Google Doodle celebrates 150th anniversary of the London Underground

By Lauren Grice

Google has transformed its homepage today with a doodle to celebrate the London Underground being 150-years-old.

The search engine giant has spelt its name out in the clever shape of the tube map to commemorate the special occasion.

Google’s logo has been replaced with a map of the tube network to mark the transit system’s birthday.

It has been 150 years since the London Underground opened to the public on 9th January 1863 and it is the world’s oldest underground transport network.

The very first journey took place between Paddington and Farringdon on the Metropolitan Railway and this historic event will be recreated on Sunday, with a steam locomotive pulling an original carriage from the era along the line.

Seven of the original stations between Bishop’s Road and Farringdon Street are still in use to date and another 263 stations have been added since.

The very first escalators were installed on the underground in 1911 and it wasn’t until 1978 that the first female train driver for the tube was employed.
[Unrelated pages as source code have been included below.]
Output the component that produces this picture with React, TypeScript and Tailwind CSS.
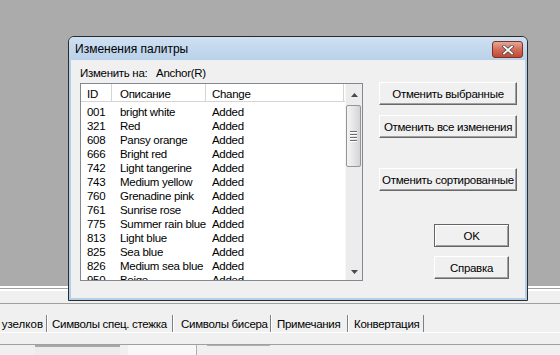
import React from 'react';

const rows: [string, string][] = [
  ['001', 'bright white'],
  ['321', 'Red'],
  ['608', 'Pansy orange'],
  ['666', 'Bright red'],
  ['742', 'Light tangerine'],
  ['743', 'Medium yellow'],
  ['760', 'Grenadine pink'],
  ['761', 'Sunrise rose'],
  ['775', 'Summer rain blue'],
  ['813', 'Light blue'],
  ['825', 'Sea blue'],
  ['826', 'Medium sea blue'],
  ['950', 'Beige'],
];

const btn =
  'flex items-center justify-center h-[23px] bg-[#f0f0f0] border border-t-white border-l-white border-r-[#696969] border-b-[#696969] shadow-[inset_-1px_-1px_0_#a0a0a0] text-black whitespace-nowrap';

const Arrow: React.FC<{ up?: boolean }> = ({ up }) => (
  <svg width="7" height="4" viewBox="0 0 7 4">
    <path d={up ? 'M0 4 L3.5 0 L7 4 Z' : 'M0 0 L3.5 4 L7 0 Z'} fill="#4a4a4a" />
  </svg>
);

const App: React.FC = () => {
  return (
    <div className="relative w-[560px] h-[355px] overflow-hidden bg-[#f0f0f0] font-['Liberation_Sans',Arial,sans-serif] text-[11.5px] leading-[14px] tracking-[-0.3px] text-black">
      {/* desktop / workspace */}
      <div className="h-[286px] bg-[#ababab]"></div>
      <div className="h-[2px] bg-white"></div>
      <div className="h-px bg-[#a0a0a0]"></div>
      <div className="h-[2px] bg-white"></div>
      <div className="h-[12px]"></div>
      <div className="h-px bg-[#a0a0a0]"></div>
      <div className="h-[11px]"></div>

      {/* bottom tabs */}
      <div className="flex h-[17px]">
        <div className="w-[47px] flex justify-end items-center overflow-hidden border-r border-[#808080] pr-[3px]">
          <span className="whitespace-nowrap tracking-normal">Символы узелков</span>
        </div>
        <div className="w-[126px] flex items-center border-l border-white border-r border-r-[#808080] pl-[4px] whitespace-nowrap overflow-hidden">
          Символы спец. стежка
        </div>
        <div className="w-[98px] flex items-center border-l border-white border-r border-r-[#808080] pl-[7px] whitespace-nowrap overflow-hidden">
          Символы бисера
        </div>
        <div className="w-[77px] flex items-center border-l border-white border-r border-r-[#808080] pl-[5px] whitespace-nowrap overflow-hidden">
          Примечания
        </div>
        <div className="w-[76px] flex items-center border-l border-white border-r border-r-[#808080] pl-[5px] whitespace-nowrap overflow-hidden">
          Конвертация
        </div>
      </div>
      <div className="h-px bg-white"></div>
      <div className="h-[11px]"></div>
      <div className="h-px bg-[#a0a0a0]"></div>
      <div className="flex h-[10px]">
        <div className="ml-[35px] w-[85px] border-t-2 border-[#a8a8a8] bg-[#ececec]"></div>
        <div className="ml-[8px] w-[69px] bg-[#f8f8f8] border-r border-[#b0b0b0]"></div>
        <div className="ml-[10px] w-[63px] border-t border-[#b0b0b0]"></div>
      </div>

      {/* dialog window */}
      <div className="absolute left-[68px] top-[36px] w-[460px] h-[265px] flex flex-col border border-[#2b2b2b] rounded-t-[6px] overflow-hidden bg-[#b4cfe9]">
        <div className="h-[23px] flex justify-between bg-linear-to-b from-[#cfe0f2] to-[#b9d1ea]">
          <span className="self-center pl-[6px] text-[12px] tracking-normal text-black">Изменения палитры</span>
          <div className="mt-[4px] mr-[4px] w-[31px] h-[17px] flex items-center justify-center rounded-[3px] border border-[#7b3227] bg-linear-to-b from-[#e7a698] via-[#d26d5b] to-[#c4462f]">
            <svg width="12" height="10" viewBox="0 0 12 10">
              <path d="M2 1.5 L10 8.5 M10 1.5 L2 8.5" stroke="#4a4a4a" strokeWidth="3.4" strokeLinecap="square" />
              <path d="M2 1.5 L10 8.5 M10 1.5 L2 8.5" stroke="#ffffff" strokeWidth="1.8" strokeLinecap="square" />
            </svg>
          </div>
        </div>

        <div className="flex-1 mx-[2px] mb-[2px] bg-[#f0f0f0] flex">
          {/* left column */}
          <div className="pl-[9px] pt-[6px] flex flex-col">
            <div className="h-[14px] whitespace-nowrap">
              Изменить на:&nbsp;&nbsp;&nbsp;Anchor(R)
            </div>
            <div className="mt-[3px] w-[283px] h-[198px] border border-[#828790] bg-white flex overflow-hidden">
              <div className="w-[264px] flex flex-col">
                <div className="h-[18px] flex border-b border-[#d5d5d5] shrink-0">
                  <div className="w-[31px] pl-[6px] pt-[2px] border-r border-[#d5d5d5] flex items-center">ID</div>
                  <div className="w-[94px] pl-[8px] pt-[2px] border-r border-[#d5d5d5] flex items-center">Описание</div>
                  <div className="w-[138px] pl-[6px] pt-[2px] border-r border-[#d5d5d5] flex items-center">Change</div>
                </div>
                <div className="pt-[3px]">
                  {rows.map(([id, desc]) => (
                    <div key={id} className="flex h-[14px] whitespace-nowrap">
                      <div className="w-[39px] pl-[6px]">{id}</div>
                      <div className="w-[92px]">{desc}</div>
                      <div>Added</div>
                    </div>
                  ))}
                </div>
              </div>
              {/* scrollbar */}
              <div className="w-[17px] flex flex-col bg-[#ececec] border-l border-[#f6f6f6]">
                <div className="h-[21px] flex items-center justify-center">
                  <Arrow up />
                </div>
                <div className="w-[15px] h-[62px] rounded-[2px] border border-[#959595] bg-linear-to-r from-[#f4f4f4] via-[#e6e6e6] to-[#d4d4d4] flex flex-col items-center justify-center">
                  <div className="w-[7px] h-px bg-[#6e6e6e] shadow-[0_1px_0_#fff]"></div>
                  <div className="w-[7px] h-px bg-[#6e6e6e] shadow-[0_1px_0_#fff] mt-[2px]"></div>
                  <div className="w-[7px] h-px bg-[#6e6e6e] shadow-[0_1px_0_#fff] mt-[2px]"></div>
                  <div className="w-[7px] h-px bg-[#6e6e6e] shadow-[0_1px_0_#fff] mt-[2px]"></div>
                </div>
                <div className="flex-1"></div>
                <div className="h-[17px] flex items-center justify-center">
                  <Arrow />
                </div>
              </div>
            </div>
          </div>

          {/* buttons */}
          <div className="ml-[16px] pt-[22px] flex flex-col">
            <div className={`${btn} w-[138px]`}>Отменить выбранные</div>
            <div className={`${btn} w-[138px] mt-[10px]`}>Отменить все изменения</div>
            <div className={`${btn} w-[138px] mt-[30px]`}>Отменить сортированные</div>
            <div className="ml-[55px] mt-[33px] w-[75px] h-[23px] flex items-center justify-center bg-[#f0f0f0] border border-[#646464] shadow-[inset_1px_1px_0_#fff,inset_-1px_-1px_0_#a0a0a0]">
              OK
            </div>
            <div className={`${btn} ml-[55px] mt-[9px] w-[75px]`}>Справка</div>
          </div>
        </div>
      </div>
    </div>
  );
};

export default App;
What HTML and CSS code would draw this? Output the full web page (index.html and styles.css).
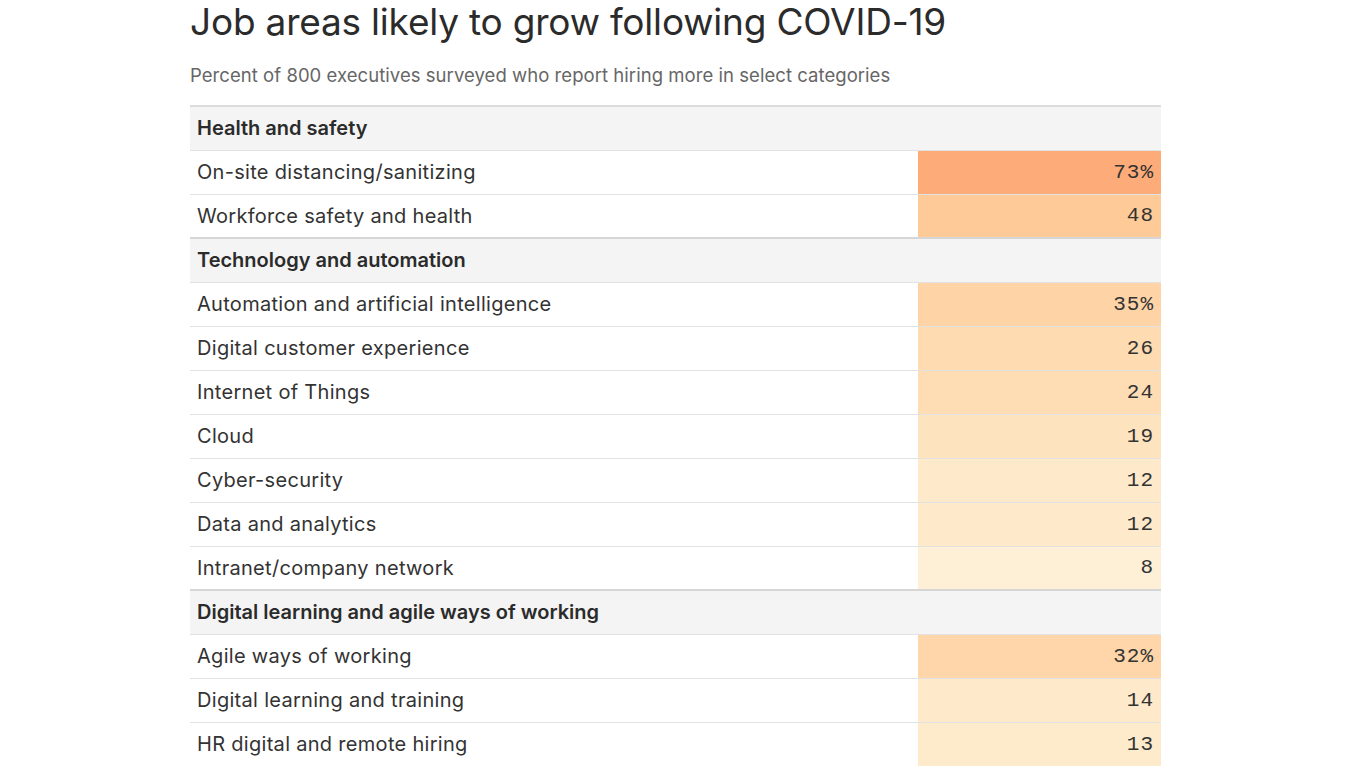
FILE: index.html
```html
<!DOCTYPE html>
<html>
<head>
<meta charset="utf-8">
<link rel="stylesheet" href="styles.css">
</head>
<body>
<div class="chart">
  <h1 class="title">Job areas likely to grow following COVID-19</h1>
  <p class="subtitle">Percent of 800 executives surveyed who report hiring more in select categories</p>
  <table class="data">
    <tbody>
      <tr class="cat first"><td colspan="2">Health and safety</td></tr>
      <tr><td class="label">On-site distancing/sanitizing</td><td class="val" style="background:#fdab78">73%</td></tr>
      <tr><td class="label">Workforce safety and health</td><td class="val" style="background:#fecb98">48</td></tr>
      <tr class="cat"><td colspan="2">Technology and automation</td></tr>
      <tr><td class="label">Automation and artificial intelligence</td><td class="val" style="background:#fed3a6">35%</td></tr>
      <tr><td class="label">Digital customer experience</td><td class="val" style="background:#fedbb1">26</td></tr>
      <tr><td class="label">Internet of Things</td><td class="val" style="background:#fedcb4">24</td></tr>
      <tr><td class="label">Cloud</td><td class="val" style="background:#fee3bf">19</td></tr>
      <tr><td class="label">Cyber-security</td><td class="val" style="background:#feeacb">12</td></tr>
      <tr><td class="label">Data and analytics</td><td class="val" style="background:#feeacb">12</td></tr>
      <tr><td class="label">Intranet/company network</td><td class="val" style="background:#fef0d7">8</td></tr>
      <tr class="cat"><td colspan="2">Digital learning and agile ways of working</td></tr>
      <tr><td class="label">Agile ways of working</td><td class="val" style="background:#fed6a9">32%</td></tr>
      <tr><td class="label">Digital learning and training</td><td class="val" style="background:#feeaca">14</td></tr>
      <tr><td class="label">HR digital and remote hiring</td><td class="val" style="background:#feebcc">13</td></tr>
    </tbody>
  </table>
</div>
</body>
</html>
```

FILE: styles.css
```css
html, body {
  margin: 0;
  padding: 0;
  background: #ffffff;
}
body {
  font-family: Inter, "Open Sans", "Liberation Sans", sans-serif;
  color: #333333;
}
.chart {
  width: 971px;
  margin: 0 0 0 190px;
}
.title {
  margin: 0;
  padding-top: 1px;
  font-size: 37px;
  font-weight: 400;
  line-height: 42px;
  letter-spacing: -0.2px;
  color: #2b2b2b;
}
.subtitle {
  margin: 21px 0 0 0;
  font-size: 18.5px;
  line-height: 22px;
  letter-spacing: 0.05px;
  color: #666666;
}
.data {
  margin-top: 19px;
  width: 100%;
  border-collapse: collapse;
  font-size: 20px;
}
.data td {
  box-sizing: border-box;
  height: 44px;
  padding: 0 7px;
  border-top: 1px solid #e2e2e2;
  vertical-align: middle;
}
.label {
  color: #333333;
  letter-spacing: 0.3px;
}
.val {
  width: 243px;
  text-align: right;
  font-family: "Liberation Mono", "DejaVu Sans Mono", monospace;
  font-size: 21px;
  letter-spacing: 1px;
  color: #333333;
}
.cat td {
  background: #f4f4f4;
  font-weight: 600;
  border-top: 2px solid #d6d6d6;
  color: #2b2b2b;
}
.cat.first td {
  border-top: 2px solid #dcdcdc;
}
```
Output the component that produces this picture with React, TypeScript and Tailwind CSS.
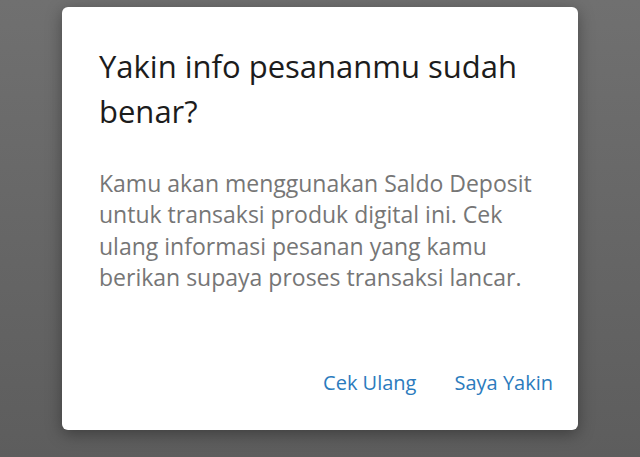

Over 1.2 billion passengers are transported across the entire network every year.

London Underground, in partnership with the London Transport Museum, is celebrating throughout 2013 with a range of events and activities, including the production of 10 special stamps, as well as two new £2 coins.

Issued by the Royal Mail, the stamp scenes show a steam locomotive, a carriage of Edwardian passengers and builders at work.

Michael Lopez, the Google doodle creator, took over the role in 2010.